● **RAW DATA**:
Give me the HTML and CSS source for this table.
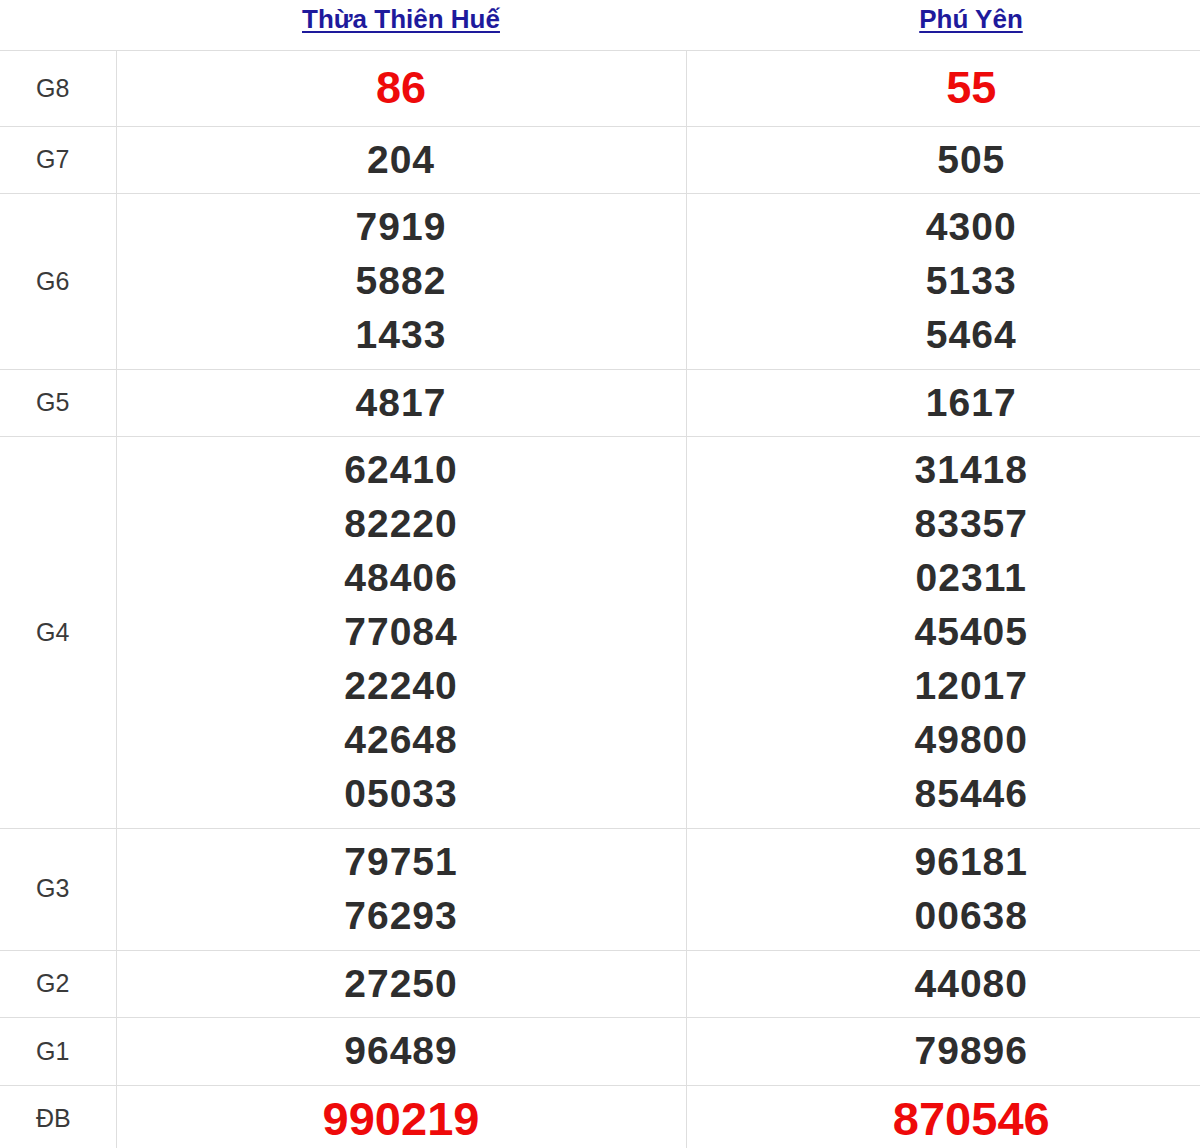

==

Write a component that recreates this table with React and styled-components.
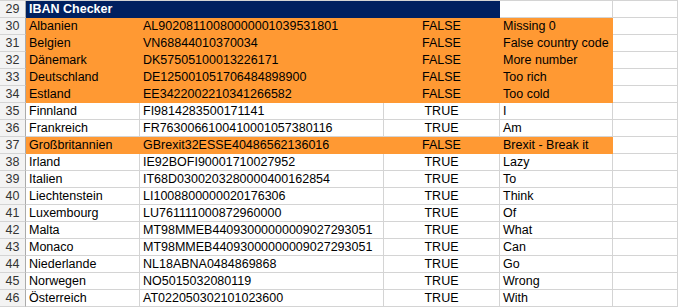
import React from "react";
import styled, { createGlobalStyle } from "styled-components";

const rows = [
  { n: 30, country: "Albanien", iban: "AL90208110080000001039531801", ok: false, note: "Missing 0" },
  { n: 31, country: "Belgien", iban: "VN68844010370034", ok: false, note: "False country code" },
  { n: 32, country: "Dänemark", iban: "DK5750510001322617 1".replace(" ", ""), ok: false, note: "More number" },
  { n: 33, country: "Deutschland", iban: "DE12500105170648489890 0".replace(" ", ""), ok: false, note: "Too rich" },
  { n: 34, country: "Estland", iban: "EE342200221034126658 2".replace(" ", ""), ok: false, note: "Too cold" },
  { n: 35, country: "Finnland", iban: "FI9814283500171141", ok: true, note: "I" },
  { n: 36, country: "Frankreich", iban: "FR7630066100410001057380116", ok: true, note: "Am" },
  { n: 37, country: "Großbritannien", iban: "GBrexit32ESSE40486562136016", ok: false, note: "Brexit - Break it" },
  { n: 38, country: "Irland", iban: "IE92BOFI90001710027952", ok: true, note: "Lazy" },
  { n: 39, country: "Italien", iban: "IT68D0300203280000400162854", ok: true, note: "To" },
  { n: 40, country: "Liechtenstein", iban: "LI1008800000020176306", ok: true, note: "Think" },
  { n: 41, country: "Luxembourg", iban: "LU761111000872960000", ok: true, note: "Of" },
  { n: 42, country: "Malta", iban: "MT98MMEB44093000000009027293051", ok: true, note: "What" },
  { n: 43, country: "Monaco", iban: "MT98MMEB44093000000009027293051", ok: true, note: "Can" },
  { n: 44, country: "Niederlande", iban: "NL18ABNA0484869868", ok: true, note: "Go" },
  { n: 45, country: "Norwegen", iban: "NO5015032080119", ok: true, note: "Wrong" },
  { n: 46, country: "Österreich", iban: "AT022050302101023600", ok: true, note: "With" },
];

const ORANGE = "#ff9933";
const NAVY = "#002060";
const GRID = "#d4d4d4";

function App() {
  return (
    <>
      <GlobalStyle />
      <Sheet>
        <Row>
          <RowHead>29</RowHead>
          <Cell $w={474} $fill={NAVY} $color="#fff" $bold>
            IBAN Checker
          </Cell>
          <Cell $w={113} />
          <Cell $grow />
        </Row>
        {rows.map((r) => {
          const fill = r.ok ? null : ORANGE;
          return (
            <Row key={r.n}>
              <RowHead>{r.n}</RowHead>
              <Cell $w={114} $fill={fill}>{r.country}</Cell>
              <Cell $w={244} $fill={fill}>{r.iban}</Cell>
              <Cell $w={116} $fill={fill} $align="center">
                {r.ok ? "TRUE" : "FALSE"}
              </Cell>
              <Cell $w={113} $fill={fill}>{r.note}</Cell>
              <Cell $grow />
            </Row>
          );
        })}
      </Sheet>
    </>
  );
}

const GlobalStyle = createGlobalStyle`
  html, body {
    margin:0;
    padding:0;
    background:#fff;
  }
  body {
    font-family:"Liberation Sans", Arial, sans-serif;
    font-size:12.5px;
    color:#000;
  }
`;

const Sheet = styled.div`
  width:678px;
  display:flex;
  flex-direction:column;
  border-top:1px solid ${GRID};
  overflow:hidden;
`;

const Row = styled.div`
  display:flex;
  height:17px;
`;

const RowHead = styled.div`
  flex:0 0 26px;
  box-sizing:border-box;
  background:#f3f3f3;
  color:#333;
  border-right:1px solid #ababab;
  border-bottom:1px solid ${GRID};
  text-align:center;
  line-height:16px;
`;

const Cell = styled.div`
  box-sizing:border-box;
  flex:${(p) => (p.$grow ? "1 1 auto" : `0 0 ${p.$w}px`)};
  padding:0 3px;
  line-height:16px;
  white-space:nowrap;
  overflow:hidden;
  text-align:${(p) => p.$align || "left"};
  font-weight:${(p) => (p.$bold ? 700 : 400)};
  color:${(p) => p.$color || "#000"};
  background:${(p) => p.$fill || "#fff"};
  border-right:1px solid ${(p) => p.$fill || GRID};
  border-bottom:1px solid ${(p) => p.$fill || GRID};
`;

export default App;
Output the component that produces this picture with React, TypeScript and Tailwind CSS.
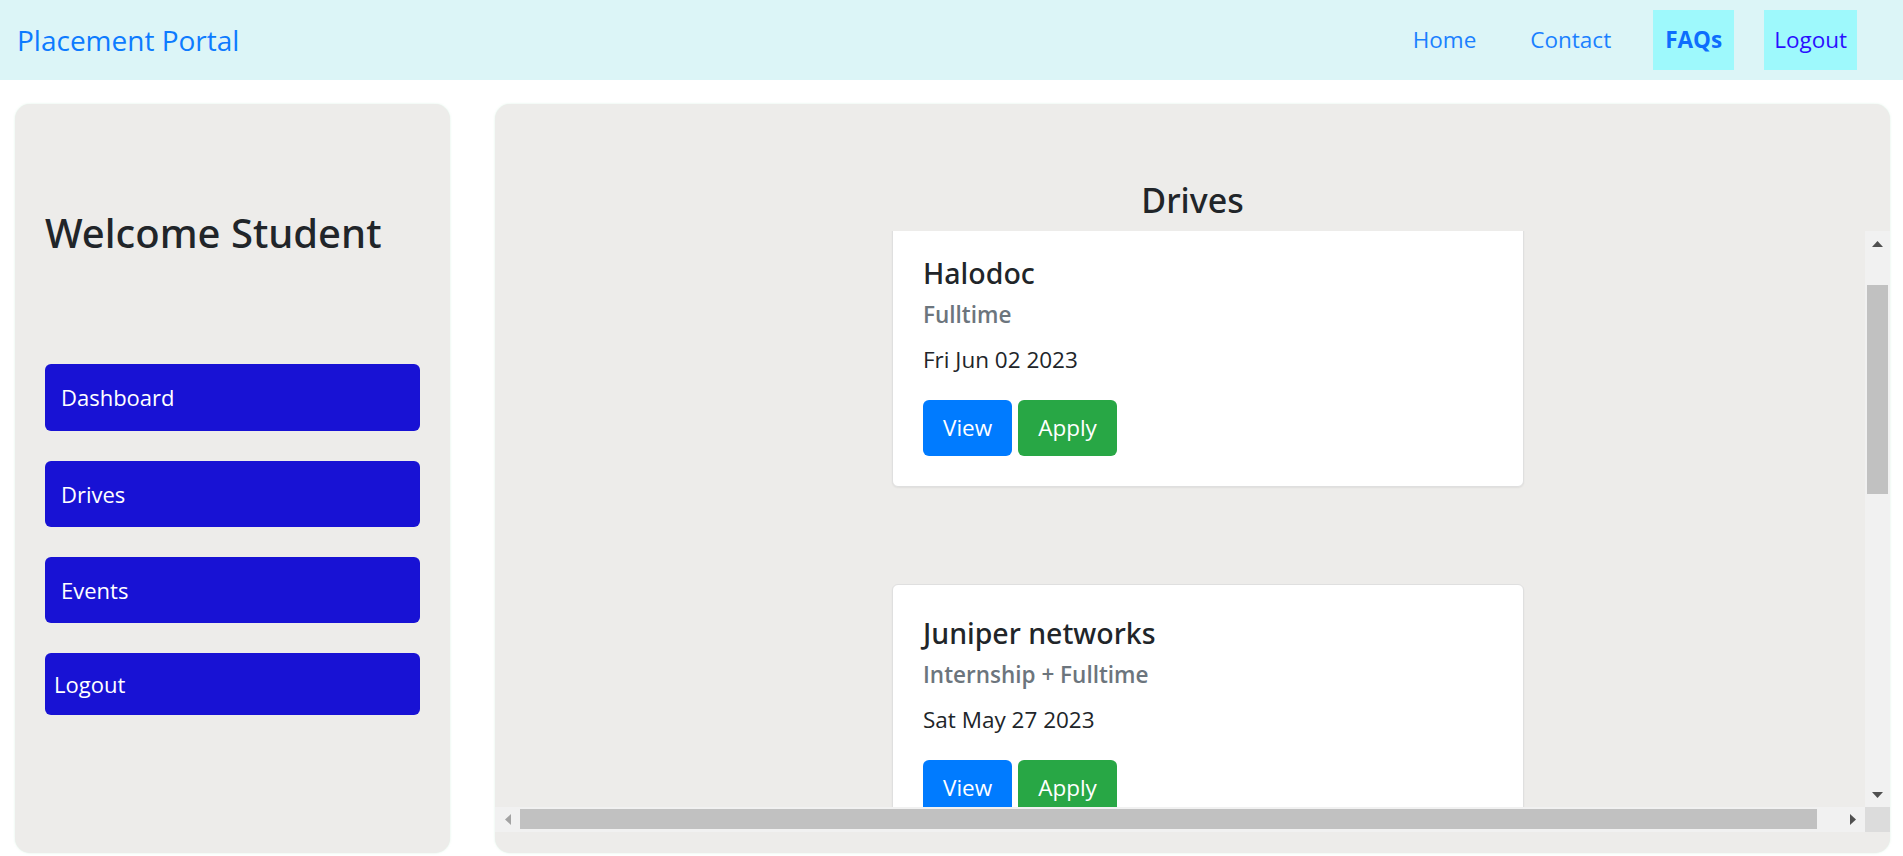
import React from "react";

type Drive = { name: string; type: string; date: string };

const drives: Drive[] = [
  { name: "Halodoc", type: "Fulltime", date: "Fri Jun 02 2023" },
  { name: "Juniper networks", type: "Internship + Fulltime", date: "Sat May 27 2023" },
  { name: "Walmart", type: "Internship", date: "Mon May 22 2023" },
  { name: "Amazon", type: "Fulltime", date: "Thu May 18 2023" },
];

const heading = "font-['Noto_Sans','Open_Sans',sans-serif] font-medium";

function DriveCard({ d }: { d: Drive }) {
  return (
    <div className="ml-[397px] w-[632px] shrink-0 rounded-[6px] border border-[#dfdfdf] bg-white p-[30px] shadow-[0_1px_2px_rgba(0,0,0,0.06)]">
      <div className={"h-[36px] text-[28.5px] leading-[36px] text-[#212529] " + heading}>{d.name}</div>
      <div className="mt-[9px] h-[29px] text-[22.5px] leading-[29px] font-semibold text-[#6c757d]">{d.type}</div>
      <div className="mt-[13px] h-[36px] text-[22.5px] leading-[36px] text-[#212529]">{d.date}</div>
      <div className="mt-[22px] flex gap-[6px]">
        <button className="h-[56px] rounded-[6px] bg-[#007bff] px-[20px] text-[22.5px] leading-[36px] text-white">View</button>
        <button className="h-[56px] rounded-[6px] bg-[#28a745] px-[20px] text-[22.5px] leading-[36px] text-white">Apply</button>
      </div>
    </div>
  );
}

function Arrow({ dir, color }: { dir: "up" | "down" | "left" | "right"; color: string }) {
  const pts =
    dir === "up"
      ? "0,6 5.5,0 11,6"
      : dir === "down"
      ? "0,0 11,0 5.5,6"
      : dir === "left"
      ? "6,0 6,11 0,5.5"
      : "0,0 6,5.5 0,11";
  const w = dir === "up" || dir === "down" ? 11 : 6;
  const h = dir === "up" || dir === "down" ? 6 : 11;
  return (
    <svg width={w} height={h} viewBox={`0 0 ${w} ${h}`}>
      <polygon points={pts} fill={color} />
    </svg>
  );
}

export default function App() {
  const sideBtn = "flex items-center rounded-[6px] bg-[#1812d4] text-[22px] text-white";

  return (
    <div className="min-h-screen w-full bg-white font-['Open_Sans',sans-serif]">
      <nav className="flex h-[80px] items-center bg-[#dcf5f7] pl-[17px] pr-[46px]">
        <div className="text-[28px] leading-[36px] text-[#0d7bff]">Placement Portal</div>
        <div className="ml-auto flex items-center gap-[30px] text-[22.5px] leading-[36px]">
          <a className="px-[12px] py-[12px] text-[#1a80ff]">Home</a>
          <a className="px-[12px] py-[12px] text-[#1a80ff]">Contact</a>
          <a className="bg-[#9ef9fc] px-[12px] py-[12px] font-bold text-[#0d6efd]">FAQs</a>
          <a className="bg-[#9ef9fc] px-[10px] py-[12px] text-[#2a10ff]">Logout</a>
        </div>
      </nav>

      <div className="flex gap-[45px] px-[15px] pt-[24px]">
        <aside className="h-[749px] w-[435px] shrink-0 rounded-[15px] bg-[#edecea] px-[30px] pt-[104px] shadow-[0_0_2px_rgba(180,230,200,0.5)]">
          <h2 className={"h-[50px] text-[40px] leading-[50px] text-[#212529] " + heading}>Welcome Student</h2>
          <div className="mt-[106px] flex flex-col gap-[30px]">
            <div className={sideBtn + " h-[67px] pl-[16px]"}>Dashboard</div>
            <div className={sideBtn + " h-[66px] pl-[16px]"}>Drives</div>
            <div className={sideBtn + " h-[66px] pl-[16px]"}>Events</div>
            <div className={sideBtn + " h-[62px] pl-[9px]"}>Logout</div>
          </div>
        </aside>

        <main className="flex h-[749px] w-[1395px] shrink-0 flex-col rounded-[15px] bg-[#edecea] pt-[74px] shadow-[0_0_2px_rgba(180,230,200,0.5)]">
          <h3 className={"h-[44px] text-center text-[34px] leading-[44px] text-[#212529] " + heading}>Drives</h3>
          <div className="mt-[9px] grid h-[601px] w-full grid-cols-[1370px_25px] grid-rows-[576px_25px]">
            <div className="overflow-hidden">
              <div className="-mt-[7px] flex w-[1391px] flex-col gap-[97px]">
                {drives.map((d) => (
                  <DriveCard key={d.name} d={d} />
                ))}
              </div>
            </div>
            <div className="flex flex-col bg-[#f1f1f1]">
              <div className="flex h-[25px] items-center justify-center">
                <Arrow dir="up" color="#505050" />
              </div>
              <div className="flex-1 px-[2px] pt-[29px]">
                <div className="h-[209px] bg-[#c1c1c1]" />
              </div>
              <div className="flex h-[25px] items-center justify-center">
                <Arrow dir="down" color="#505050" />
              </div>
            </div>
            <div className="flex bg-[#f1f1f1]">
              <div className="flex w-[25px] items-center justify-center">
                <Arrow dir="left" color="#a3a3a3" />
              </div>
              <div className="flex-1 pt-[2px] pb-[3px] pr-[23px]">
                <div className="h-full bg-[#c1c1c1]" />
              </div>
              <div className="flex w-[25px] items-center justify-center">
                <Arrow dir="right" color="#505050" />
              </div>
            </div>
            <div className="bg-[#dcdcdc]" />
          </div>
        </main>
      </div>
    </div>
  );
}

* * *

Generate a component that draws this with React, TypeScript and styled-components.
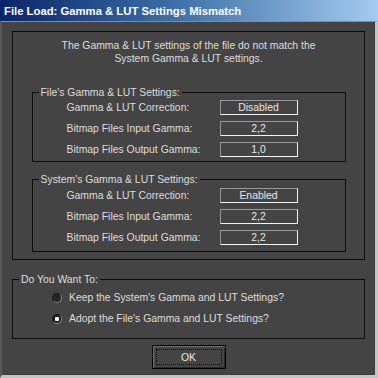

● **EXERCISE OBJECTIVE**: Every line holding "this" should be copied out.

● **ANSWER TO THE PROBLEM**:
Give me the HTML and CSS source for this table.
Write a component that recreates this table with React and styled-components.
Output the component that produces this picture with React, TypeScript and Tailwind CSS.
Generate a component that draws this with React, TypeScript and styled-components.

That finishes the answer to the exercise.